Abstract
Purpose
4D ultrasound imaging of the fetal heart relies on reconstructions from B-mode images. In the presence of fetal motion, current approaches suffer from artifacts, which are unrecoverable for single sweeps.
Methods
We propose to use many sweeps and exploit the resulting redundancy to automatically recover from motion by reconstructing a 4D image which is consistent in phase, space, and time. An interactive visualization framework to view animated ultrasound slices from 4D reconstructions on arbitrary planes was developed using a magnetically tracked mock probe.
Results
We first quantified the performance of 10 4D reconstruction formulations on simulated data. Reconstructions of 14 in vivo sequences by a baseline, the current state-of-the-art, and the proposed approach were then visually ranked with respect to temporal quality on orthogonal views. Rankings from 5 observers showed that the proposed 4D reconstruction approach significantly improves temporal image quality in comparison with the baseline.
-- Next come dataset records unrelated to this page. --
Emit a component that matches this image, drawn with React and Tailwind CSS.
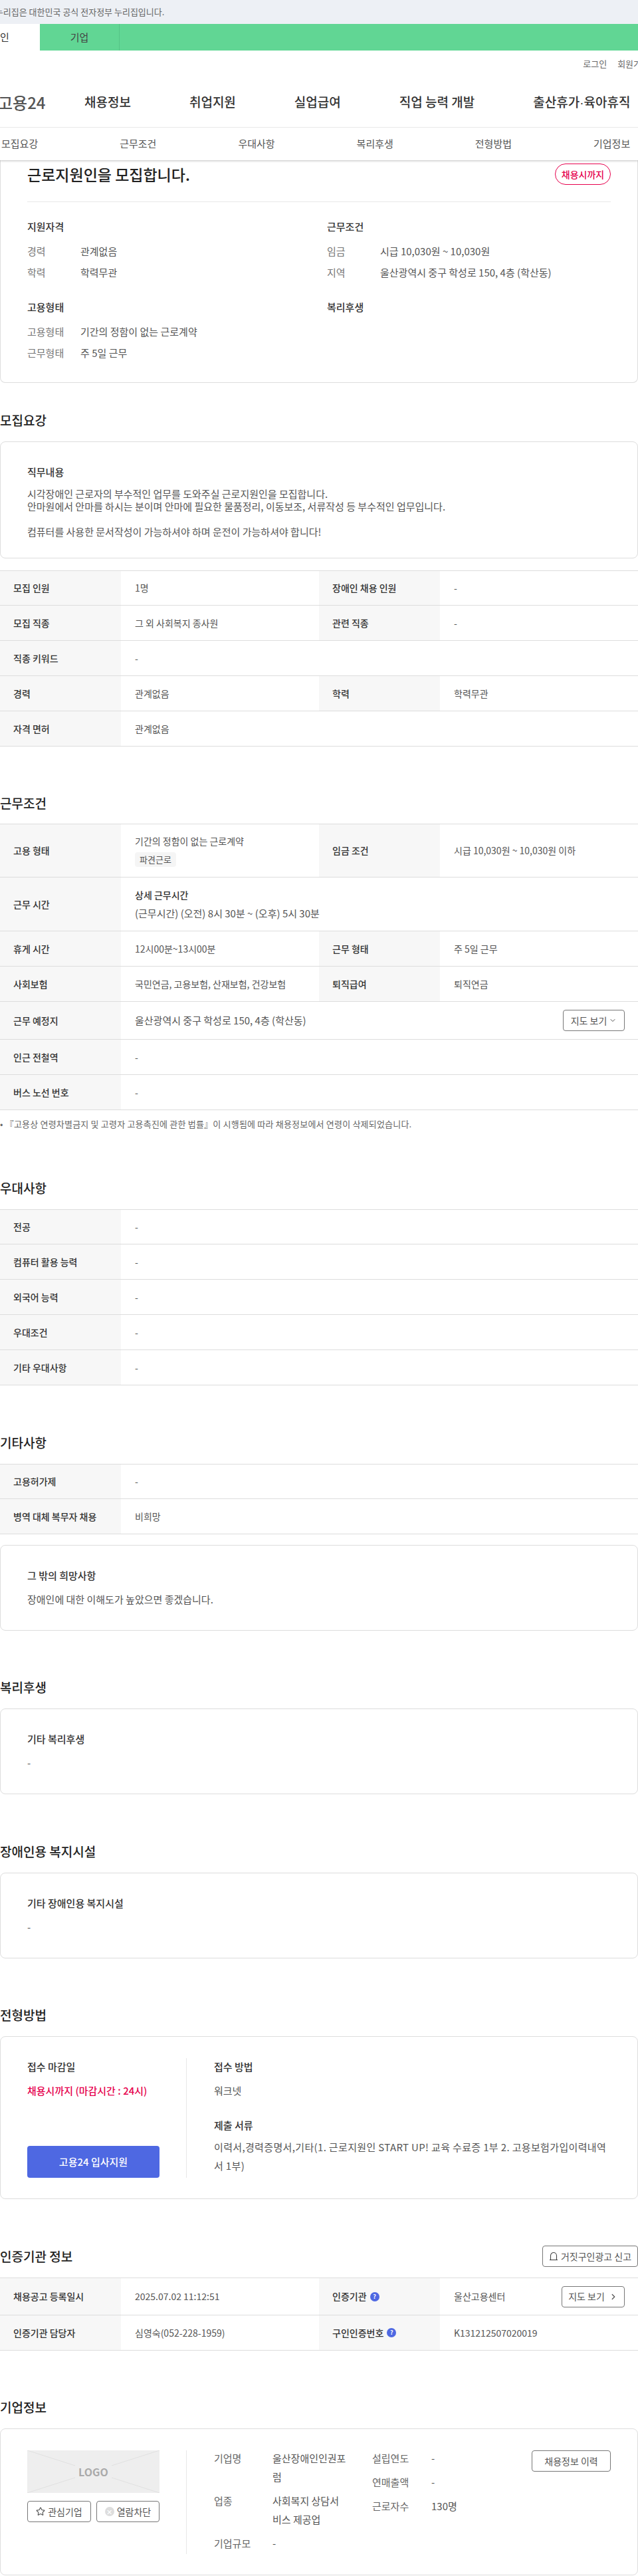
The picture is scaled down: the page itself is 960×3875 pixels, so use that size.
import React from 'react';
import { ChevronDown, ChevronRight, Star } from 'lucide-react';

const SUB_NAV = ['모집요강', '근무조건', '우대사항', '복리후생', '전형방법', '기업정보'];

function Heading({ children, className = '' }) {
  return <h2 className={`h-[28px] leading-[28px] text-[19px] font-medium text-[#222] ${className}`}>{children}</h2>;
}

function Th({ children, className = '' }) {
  return (
    <div className={`w-[182px] flex-shrink-0 self-stretch bg-[#f7f7f7] pl-[20px] flex items-center text-[14px] font-medium text-[#333] ${className}`}>
      {children}
    </div>
  );
}

function Td({ children, className = '' }) {
  return <div className={`pl-[21px] flex items-center text-[14px] text-[#555] ${className}`}>{children}</div>;
}

// row with one or two label/value pairs
function Row({ cells, h = 'h-[53px] first:h-[52px]' }) {
  return (
    <div className={`flex border-b border-[#ddd] ${h}`}>
      {cells.map(([label, value], i) => (
        <React.Fragment key={i}>
          <Th>{label}</Th>
          <Td className={cells.length === 2 && i === 0 ? 'w-[298px]' : 'flex-1'}>{value}</Td>
        </React.Fragment>
      ))}
    </div>
  );
}

function Table({ rows, className = 'mt-[18px]' }) {
  return (
    <div className={`border-t border-[#ddd] ${className}`}>
      {rows.map((cells, i) => <Row key={i} cells={cells} />)}
    </div>
  );
}

function TextCard({ title, children, className = 'mt-[18px]', pb = 'pb-[37px]' }) {
  return (
    <div className={`border border-[#ddd] rounded-[8px] px-[40px] pt-[32px] ${pb} ${className}`}>
      <h3 className="h-[26px] leading-[26px] text-[15px] font-medium text-[#333]">{title}</h3>
      {children}
    </div>
  );
}

function SummaryBlock({ title, rows, className = '' }) {
  return (
    <div className={className}>
      <h3 className="h-[26px] leading-[26px] text-[15px] font-medium text-[#333]">{title}</h3>
      <div className="mt-[11px] flex flex-col gap-[6px]">
        {rows.map(([label, value]) => (
          <div key={label} className="flex h-[26px] items-center text-[15px]">
            <span className="w-[80px] text-[#777]">{label}</span>
            <span className="text-[#555]">{value}</span>
          </div>
        ))}
      </div>
    </div>
  );
}

function HelpDot() {
  return (
    <span className="ml-[5px] inline-flex h-[14px] w-[14px] items-center justify-center rounded-full bg-[#4e68e2] text-[9px] font-bold text-white">?</span>
  );
}

function OutlineBtn({ children, className = '' }) {
  return (
    <button className={`flex items-center justify-center border border-[#777] rounded-[4px] bg-white text-[14px] text-[#555] ${className}`}>
      {children}
    </button>
  );
}

function Header() {
  return (
    <header className="relative z-10 bg-white shadow-[0_1px_3px_rgba(0,0,0,0.25)]">
      <div className="h-[36px] bg-[#edf0f5] -ml-[22px] flex items-center text-[13px] text-[#666]">
        이 누리집은 대한민국 공식 전자정부 누리집입니다.
      </div>
      <div className="h-[40px] bg-[#61d694] flex text-[15px] text-[#444]">
        <div className="-ml-[60px] w-[120px] bg-white flex items-center justify-center flex-shrink-0 text-[#333]">개인</div>
        <div className="w-[120px] border-r border-[#56c486] flex items-center justify-center flex-shrink-0">기업</div>
      </div>
      <div className="h-[116px] border-b border-[#e8e8e8]">
        <div className="flex justify-end gap-[16px] -mr-[17px] pt-[10px] text-[13px] text-[#666] leading-[20px] whitespace-nowrap">
          <span>로그인</span>
          <span>회원가입</span>
        </div>
        <div className="flex items-center mt-[28px] h-[40px] whitespace-nowrap">
          <div className="-ml-[3px] w-[77px] flex-shrink-0 text-[24px] font-medium text-[#555]">고용24</div>
          <nav className="ml-[53px] flex gap-[88px] text-[19px] font-medium text-[#333]">
            <span>채용정보</span>
            <span>취업지원</span>
            <span>실업급여</span>
            <span>직업 능력 개발</span>
            <span>출산휴가<span className="font-['Liberation_Sans',sans-serif]">·</span>육아휴직</span>
          </nav>
        </div>
      </div>
      <nav className="h-[49px] pl-[2px] flex items-center gap-[123px] text-[15px] text-[#555] whitespace-nowrap">
        {SUB_NAV.map((s) => <span key={s}>{s}</span>)}
      </nav>
    </header>
  );
}

export default function App() {
  return (
    <div className="w-[960px] h-[3875px] overflow-hidden bg-white font-['Noto_Sans_CJK_KR','Noto_Sans',sans-serif]">
      <Header />

      {/* summary card, its top runs under the sticky header */}
      <section className="border border-t-0 border-[#ddd] rounded-b-[8px] h-[335px] px-[40px]">
        <div className="flex items-center justify-between pt-[5px] h-[37px]">
          <h1 className="text-[23px] font-medium text-[#222] leading-[32px] -mt-[1px]">근로지원인을 모집합니다.</h1>
          <span className="h-[32px] w-[84px] rounded-full border border-[#e6004d] flex items-center justify-center text-[14px] font-medium text-[#e6004d]">채용시까지</span>
        </div>
        <div className="mt-[25px] border-t border-[#e8e8e8]" />
        <div className="mt-[24px] grid grid-cols-[451px_1fr] gap-y-[26px]">
          <SummaryBlock title="지원자격" rows={[['경력', '관계없음'], ['학력', '학력무관']]} />
          <SummaryBlock title="근무조건" rows={[['임금', '시급 10,030원 ~ 10,030원'], ['지역', '울산광역시 중구 학성로 150, 4층 (학산동)']]} />
          <SummaryBlock title="고용형태" rows={[['고용형태', '기간의 정함이 없는 근로계약'], ['근무형태', '주 5일 근무']]} />
          <SummaryBlock title="복리후생" rows={[]} />
        </div>
      </section>

      <Heading className="mt-[42px]">모집요강</Heading>
      <TextCard title="직무내용" pb="pb-[30px]">
        <p className="mt-[10px] text-[15px] leading-[19px] text-[#555]">
          시각장애인 근로자의 부수적인 업무를 도와주실 근로지원인을 모집합니다.<br />
          안마원에서 안마를 하시는 분이며 안마에 필요한 물품정리, 이동보조, 서류작성 등 부수적인 업무입니다.<br />
          <br />
          컴퓨터를 사용한 문서작성이 가능하셔야 하며 운전이 가능하셔야 합니다!
        </p>
      </TextCard>
      <Table rows={[
        [['모집 인원', '1명'], ['장애인 채용 인원', '-']],
        [['모집 직종', '그 외 사회복지 종사원'], ['관련 직종', '-']],
        [['직종 키워드', '-']],
        [['경력', '관계없음'], ['학력', '학력무관']],
        [['자격 면허', '관계없음']],
      ]} />

      <Heading className="mt-[71px]">근무조건</Heading>
      <div className="mt-[17px] border-t border-[#ddd]">
        <Row h="h-[80px]" cells={[
          ['고용 형태', (
            <div>
              <div className="leading-[20px]">기간의 정함이 없는 근로계약</div>
              <span className="mt-[7px] inline-block h-[22px] leading-[22px] px-[7px] rounded-[4px] bg-[#f5f5f5] text-[13px] text-[#555]">파견근로</span>
            </div>
          )],
          ['임금 조건', '시급 10,030원 ~ 10,030원 이하'],
        ]} />
        <Row h="h-[81px]" cells={[
          ['근무 시간', (
            <div className="text-[15px]">
              <div className="leading-[28px] font-medium text-[14px] text-[#333]">상세 근무시간</div>
              <div className="leading-[28px]">(근무시간) (오전) 8시 30분 ~ (오후) 5시 30분</div>
            </div>
          )],
        ]} />
        <Row h="h-[53px]" cells={[['휴게 시간', '12시00분~13시00분'], ['근무 형태', '주 5일 근무']]} />
        <Row h="h-[53px]" cells={[['사회보험', '국민연금, 고용보험, 산재보험, 건강보험'], ['퇴직급여', '퇴직연금']]} />
        <div className="flex h-[57px] border-b border-[#ddd]">
          <Th>근무 예정지</Th>
          <Td className="flex-1 justify-between pr-[20px] text-[15px]">
            <span>울산광역시 중구 학성로 150, 4층 (학산동)</span>
            <OutlineBtn className="h-[32px] w-[93px] gap-[3px]">지도 보기 <ChevronDown size={12} /></OutlineBtn>
          </Td>
        </div>
        <Row h="h-[53px]" cells={[['인근 전철역', '-']]} />
        <Row h="h-[53px]" cells={[['버스 노선 번호', '-']]} />
      </div>
      <p className="mt-[11px] h-[20px] leading-[20px] text-[13px] tracking-[0.2px] text-[#666] whitespace-nowrap">
        • 『고용상 연령차별금지 및 고령자 고용촉진에 관한 법률』이 시행됨에 따라 채용정보에서 연령이 삭제되었습니다.
      </p>

      <Heading className="mt-[72px]">우대사항</Heading>
      <Table rows={[
        [['전공', '-']],
        [['컴퓨터 활용 능력', '-']],
        [['외국어 능력', '-']],
        [['우대조건', '-']],
        [['기타 우대사항', '-']],
      ]} />

      <Heading className="mt-[72px]">기타사항</Heading>
      <Table rows={[
        [['고용허가제', '-']],
        [['병역 대체 복무자 채용', '비희망']],
      ]} />
      <TextCard title="그 밖의 희망사항" className="mt-[16px]">
        <p className="mt-[13px] text-[15px] leading-[19px] text-[#555]">장애인에 대한 이해도가 높았으면 좋겠습니다.</p>
      </TextCard>

      <Heading className="mt-[71px]">복리후생</Heading>
      <TextCard title="기타 복리후생">
        <p className="mt-[13px] text-[15px] leading-[19px] text-[#555]">-</p>
      </TextCard>

      <Heading className="mt-[72px]">장애인용 복지시설</Heading>
      <TextCard title="기타 장애인용 복지시설">
        <p className="mt-[13px] text-[15px] leading-[19px] text-[#555]">-</p>
      </TextCard>

      <Heading className="mt-[71px]">전형방법</Heading>
      <div className="mt-[18px] h-[245px] border border-[#ddd] rounded-[8px] px-[40px] pt-[32px] flex">
        <div className="w-[240px] flex-shrink-0 border-r border-[#e8e8e8] pr-[40px] h-[180px] flex flex-col">
          <h3 className="h-[26px] leading-[26px] text-[15px] font-medium text-[#333]">접수 마감일</h3>
          <p className="mt-[10px] h-[26px] leading-[26px] text-[15px] font-medium text-[#e6004d]">채용시까지 (마감시간 : 24시)</p>
          <button className="mt-auto h-[48px] rounded-[4px] bg-[#4e68e2] text-[15px] font-medium text-white">고용24 입사지원</button>
        </div>
        <div className="pl-[41px] flex-1">
          <h3 className="h-[26px] leading-[26px] text-[15px] font-medium text-[#333]">접수 방법</h3>
          <p className="mt-[10px] h-[26px] leading-[26px] text-[15px] text-[#555]">워크넷</p>
          <h3 className="mt-[26px] h-[26px] leading-[26px] text-[15px] font-medium text-[#333]">제출 서류</h3>
          <p className="mt-[6px] text-[15px] leading-[28px] tracking-[0.35px] text-[#555] break-all">이력서,경력증명서,기타(1. 근로지원인 START UP! 교육 수료증 1부 2. 고용보험가입이력내역서 1부)</p>
        </div>
      </div>

      <div className="mt-[70px] flex items-center justify-between">
        <Heading>인증기관 정보</Heading>
        <OutlineBtn className="h-[32px] w-[144px] gap-[4px]">
          <svg width="14" height="14" viewBox="0 0 14 14" fill="none" stroke="#444" strokeWidth="1.1">
            <path d="M2.5 12.5V6a4.5 4.5 0 0 1 9 0v6.5" />
            <path d="M1 12.5h12" />
          </svg>
          거짓구인광고 신고
        </OutlineBtn>
      </div>
      <div className="mt-[16px] border-t border-[#ddd]">
        <div className="flex h-[56px] border-b border-[#ddd]">
          <Th>채용공고 등록일시</Th>
          <Td className="w-[298px]">2025.07.02 11:12:51</Td>
          <Th>인증기관<HelpDot /></Th>
          <Td className="flex-1 justify-between pr-[20px]">
            <span>울산고용센터</span>
            <OutlineBtn className="h-[32px] w-[95px] gap-[6px]">지도 보기 <ChevronRight size={14} strokeWidth={2.2} /></OutlineBtn>
          </Td>
        </div>
        <Row h="h-[53px]" cells={[['인증기관 담당자', '심영숙(052-228-1959)'], [<span key="n" className="flex items-center">구인인증번호<HelpDot /></span>, 'K131212507020019']]} />
      </div>

      <Heading className="mt-[71px]">기업정보</Heading>
      <div className="mt-[18px] h-[221px] border border-[#ddd] rounded-[8px] px-[40px] pt-[32px] flex">
        <div className="w-[240px] flex-shrink-0 border-r border-[#e8e8e8] pr-[40px] h-[156px]">
          <div className="relative h-[64px] bg-[#eeeeee] flex items-center justify-center text-[16px] font-bold text-[#aaa]">
            <svg className="absolute inset-0" width="199" height="64" viewBox="0 0 199 64" stroke="#e0e0e0" strokeWidth="1">
              <path d="M0 0L72 23M199 0L127 23M0 64L72 41M199 64L127 41" />
            </svg>
            LOGO
          </div>
          <div className="mt-[12px] flex justify-between">
            <OutlineBtn className="h-[32px] w-[96px] gap-[4px]"><Star size={14} />관심기업</OutlineBtn>
            <OutlineBtn className="h-[32px] w-[95px] gap-[4px]">
              <span className="h-[14px] w-[14px] rounded-full bg-[#ddd] flex items-center justify-center text-[11px] leading-none text-white">✕</span>
              열람차단
            </OutlineBtn>
          </div>
        </div>
        <div className="pl-[41px] flex-1 flex items-start text-[15px] text-[#555]">
          <div className="w-[238px] flex-shrink-0">
            <div className="flex leading-[28px] -mt-[2px]">
              <span className="w-[88px] flex-shrink-0 text-[#666]">기업명</span>
              <span className="w-[112px] break-all">울산장애인인권포럼</span>
            </div>
            <div className="mt-[8px] flex leading-[28px]">
              <span className="w-[88px] flex-shrink-0 text-[#666]">업종</span>
              <span className="w-[112px]">사회복지 상담서비스 제공업</span>
            </div>
            <div className="mt-[8px] flex leading-[28px]">
              <span className="w-[88px] flex-shrink-0 text-[#666]">기업규모</span>
              <span>-</span>
            </div>
          </div>
          <div className="-mt-[2px] flex flex-col gap-[8px] leading-[28px]">
            <div className="flex"><span className="w-[89px] text-[#666]">설립연도</span><span>-</span></div>
            <div className="flex"><span className="w-[89px] text-[#666]">연매출액</span><span>-</span></div>
            <div className="flex"><span className="w-[89px] text-[#666]">근로자수</span><span>130명</span></div>
          </div>
          <OutlineBtn className="ml-auto h-[32px] w-[119px] flex-shrink-0">채용정보 이력</OutlineBtn>
        </div>
      </div>
    </div>
  );
}
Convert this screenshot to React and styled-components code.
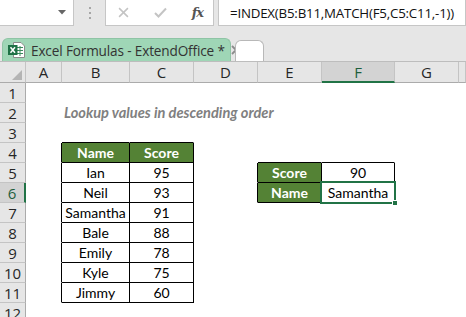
import React from 'react';
import styled, { createGlobalStyle } from 'styled-components';

const Global = createGlobalStyle`
  html, body { margin: 0; padding: 0; background: #e6e6e6; overflow: hidden; }
  #root { width: 466px; height: 317px; }
  * { box-sizing: border-box; }
  svg { flex: none; display: block; }
`;

const Frame = styled.div`
  width: 466px;
  height: 317px;
  display: flex;
  flex-direction: column;
  background: #e6e6e6;
  overflow: hidden;
  font-family: "Open Sans", "Noto Sans", sans-serif;
`;

/* ---------- formula bar ---------- */
const FormulaBar = styled.div`
  height: 26px;
  flex: none;
  display: flex;
  align-items: stretch;
`;

const Box = styled.div`
  background: #fff;
  border: 1px solid #c6c6c6;
  border-top: none;
  display: flex;
  align-items: center;
  width: ${(p) => p.$w || 'auto'};
  flex: ${(p) => (p.$grow ? '1 1 auto' : 'none')};
  margin-left: ${(p) => p.$ml || 0}px;
  min-width: 0;
  overflow: hidden;
`;

const NameBox = styled(Box)`
  justify-content: flex-end;
  padding-right: 7px;
  border-left: none;
`;

const Dots = styled.div`
  width: 31px;
  flex: none;
  display: flex;
  flex-direction: column;
  align-items: center;
  justify-content: center;
  gap: 3px;
`;

const Dot = styled.span`
  width: 2px;
  height: 2px;
  background: #a6a6a6;
`;

const FuncBox = styled(Box)`
  justify-content: space-between;
  padding: 0 10px 0 12px;
`;

const Fx = styled.span`
  font-family: "DejaVu Serif", "Liberation Serif", serif;
  font-style: italic;
  font-weight: bold;
  font-size: 13px;
  color: #555;
  letter-spacing: -1px;
`;

const FormulaText = styled.span`
  font-family: "Open Sans", "Noto Sans", sans-serif;
  font-size: 13.3px;
  color: #111;
  white-space: nowrap;
  padding-left: 11px;
  letter-spacing: -0.2px;
`;

/* ---------- tabs ---------- */
const TabRow = styled.div`
  height: 35px;
  flex: none;
  display: flex;
  align-items: flex-end;
  padding-left: 2px;
  gap: 4px;
`;

const Tab = styled.div`
  width: 229px;
  height: 23px;
  background: ${(p) => (p.$active ? '#9fd6b6' : '#fff')};
  border: 1px solid ${(p) => (p.$active ? '#8fc4a5' : '#b8b8b8')};
  border-bottom: none;
  border-radius: 6px 6px 0 0;
  display: flex;
  align-items: center;
  padding: 0 8px 0 5px;
  gap: 6px;
`;

const NewTab = styled(Tab)`
  width: 29px;
  height: 21px;
`;

const TabTitle = styled.span`
  font-size: 13.6px;
  color: #333;
  white-space: nowrap;
  flex: 1;
  letter-spacing: -0.15px;
`;

/* ---------- sheet ---------- */
const COLS = '26px 36px 68px 64px 64px 64px 73px 64px 1fr';

const Sheet = styled.div`
  flex: 1;
  display: grid;
  grid-template-columns: ${COLS};
  grid-auto-rows: 20px;
  grid-template-rows: 21px;
  background: #fff;
  border-top: 1px solid #bdbdbd;
`;

const ColHead = styled.div`
  background: ${(p) => (p.$sel ? '#d3d3d3' : '#e6e6e6')};
  border-right: 1px solid #c4c4c4;
  border-bottom: ${(p) => (p.$sel ? '2px solid #217346' : '1px solid #ababab')};
  display: flex;
  align-items: center;
  justify-content: center;
  font-size: 15px;
  color: ${(p) => (p.$sel ? '#1e5e3c' : '#262626')};
  position: relative;
`;

const Corner = styled(ColHead)`
  justify-content: flex-end;
  align-items: flex-end;
  padding: 0 3px 2px 0;
`;

const RowHead = styled.div`
  background: ${(p) => (p.$sel ? '#d3d3d3' : '#e6e6e6')};
  border-bottom: 1px solid #c4c4c4;
  border-right: ${(p) => (p.$sel ? '2px solid #217346' : '1px solid #ababab')};
  display: flex;
  align-items: center;
  justify-content: center;
  font-size: 15px;
  color: ${(p) => (p.$sel ? '#1e5e3c' : '#262626')};
`;

const Cell = styled.div`
  position: relative;
  border-right: 1px solid ${(p) => (p.$br ? '#000' : 'transparent')};
  border-bottom: 1px solid ${(p) => (p.$bb ? '#000' : 'transparent')};
  background: ${(p) => (p.$head ? '#548235' : 'transparent')};
  color: ${(p) => (p.$head ? '#fff' : '#000')};
  font-family: "Lato", "Liberation Sans", sans-serif;
  font-weight: ${(p) => (p.$head ? 700 : 400)};
  font-size: 14px;
  display: flex;
  align-items: center;
  justify-content: ${(p) => (p.$left ? 'flex-start' : 'center')};
  padding-left: ${(p) => (p.$left ? '2px' : '0')};
  white-space: nowrap;
  overflow: visible;
`;

const Title = styled.span`
  font-weight: 700;
  font-style: italic;
  font-size: 14.6px;
  color: #808080;
`;

const Selection = styled.div`
  position: absolute;
  top: -2px;
  left: -2px;
  right: -2px;
  bottom: -2px;
  border: 2px solid #217346;
  pointer-events: none;
`;

const Handle = styled.div`
  position: absolute;
  right: -4px;
  bottom: -4px;
  width: 6px;
  height: 6px;
  background: #217346;
  border: 1px solid #fff;
`;

/* ---------- icons ---------- */
const DropArrow = () => (
  <svg width="8" height="5" viewBox="0 0 8 5">
    <path d="M0 0 H8 L4 4.5 Z" fill="#666" />
  </svg>
);

const XIcon = ({ color = '#c4c4c4', size = 11, w = 1.4 }) => (
  <svg width={size} height={size} viewBox="0 0 10 10">
    <path d="M1 1 L9 9 M9 1 L1 9" stroke={color} strokeWidth={w} />
  </svg>
);

const Check = () => (
  <svg width="13" height="11" viewBox="0 0 13 11">
    <path d="M1 6 L4.5 9.5 L12 1.5" stroke="#c4c4c4" strokeWidth="2" fill="none" />
  </svg>
);

const ExcelIcon = () => (
  <svg width="17" height="16" viewBox="0 0 17 16">
    <path d="M5.5 0.5 H13 L16.5 4 V15.5 H5.5 Z" fill="#fff" stroke="#8a8a8a" />
    <path d="M9 5.5 H15 M9 8.5 H15 M9 11.5 H15 M12 4 V14" stroke="#3a8a5c" strokeWidth="1" />
    <rect x="0" y="3" width="9.5" height="10" fill="#1e7145" />
    <path d="M2.5 5.3 L7 10.7 M7 5.3 L2.5 10.7" stroke="#fff" strokeWidth="1.5" />
  </svg>
);

const SelectAll = () => (
  <svg width="10" height="10" viewBox="0 0 10 10">
    <path d="M10 0 V10 H0 Z" fill="#b4b4b4" />
  </svg>
);

/* ---------- data ---------- */
const colLetters = ['A', 'B', 'C', 'D', 'E', 'F', 'G', ''];
const cells = {
  B2: { text: 'Lookup values in descending order', title: true },
  B4: { text: 'Name', head: true },
  C4: { text: 'Score', head: true },
  E5: { text: 'Score', head: true },
  F5: { text: '90' },
  E6: { text: 'Name', head: true },
  F6: { text: 'Samantha', selected: true },
};
const people = [
  ['Ian', 95],
  ['Neil', 93],
  ['Samantha', 91],
  ['Bale', 88],
  ['Emily', 78],
  ['Kyle', 75],
  ['Jimmy', 60],
];
people.forEach(([n, s], i) => {
  cells['B' + (5 + i)] = { text: n };
  cells['C' + (5 + i)] = { text: String(s) };
});

const inTable = (c, r) => {
  if (c >= 1 && c <= 2 && r >= 4 && r <= 11) return true; // B4:C11
  if (c >= 4 && c <= 5 && r >= 5 && r <= 6) return true; // E5:F6
  return false;
};

export default function App() {
  const rows = [];
  for (let r = 1; r <= 12; r++) {
    rows.push(
      <RowHead key={'h' + r} $sel={r === 6}>
        {r}
      </RowHead>
    );
    for (let c = 0; c < 8; c++) {
      const key = colLetters[c] + r;
      const d = cells[key];
      const br = inTable(c, r) || inTable(c + 1, r);
      const bb = inTable(c, r) || inTable(c, r + 1);
      rows.push(
        <Cell key={'c' + c + '-' + r} $br={br} $bb={bb} $head={d && d.head} $left={d && d.title}>
          {d && (d.title ? <Title>{d.text}</Title> : d.text)}
          {d && d.selected && (
            <Selection>
              <Handle />
            </Selection>
          )}
        </Cell>
      );
    }
  }

  return (
    <>
      <Global />
      <Frame>
        <FormulaBar>
          <NameBox $w="74px">
            <DropArrow />
          </NameBox>
          <Dots>
            <Dot />
            <Dot />
            <Dot />
          </Dots>
          <FuncBox $w="109px">
            <XIcon />
            <Check />
            <Fx>fx</Fx>
          </FuncBox>
          <Box $grow $ml={4}>
            <FormulaText>=INDEX(B5:B11,MATCH(F5,C5:C11,-1))</FormulaText>
          </Box>
        </FormulaBar>
        <TabRow>
          <Tab $active>
            <ExcelIcon />
            <TabTitle>Excel Formulas - ExtendOffice *</TabTitle>
            <XIcon color="#8c8c8c" size={10} w={1.8} />
          </Tab>
          <NewTab />
        </TabRow>
        <Sheet>
          <Corner>
            <SelectAll />
          </Corner>
          {colLetters.map((l, i) => (
            <ColHead key={'col' + i} $sel={l === 'F'}>
              {l}
            </ColHead>
          ))}
          {rows}
        </Sheet>
      </Frame>
    </>
  );
}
The 4D reconstructions of the baseline and the proposed methods were then inspected interactively for accessibility to clinically important views and rated for their clinical usefulness by an ultrasound specialist in obstetrics and gynecology. The reconstructions by the proposed method were rated as 'very useful' in 71% and were statistically significantly more useful than the baseline reconstructions.
Conclusions
Multi-sweep fetal heart ultrasound acquisitions in combination with consistent 4D image reconstruction improves quality as well as clinical usefulness of the resulting 4D images in the presence of fetal motion.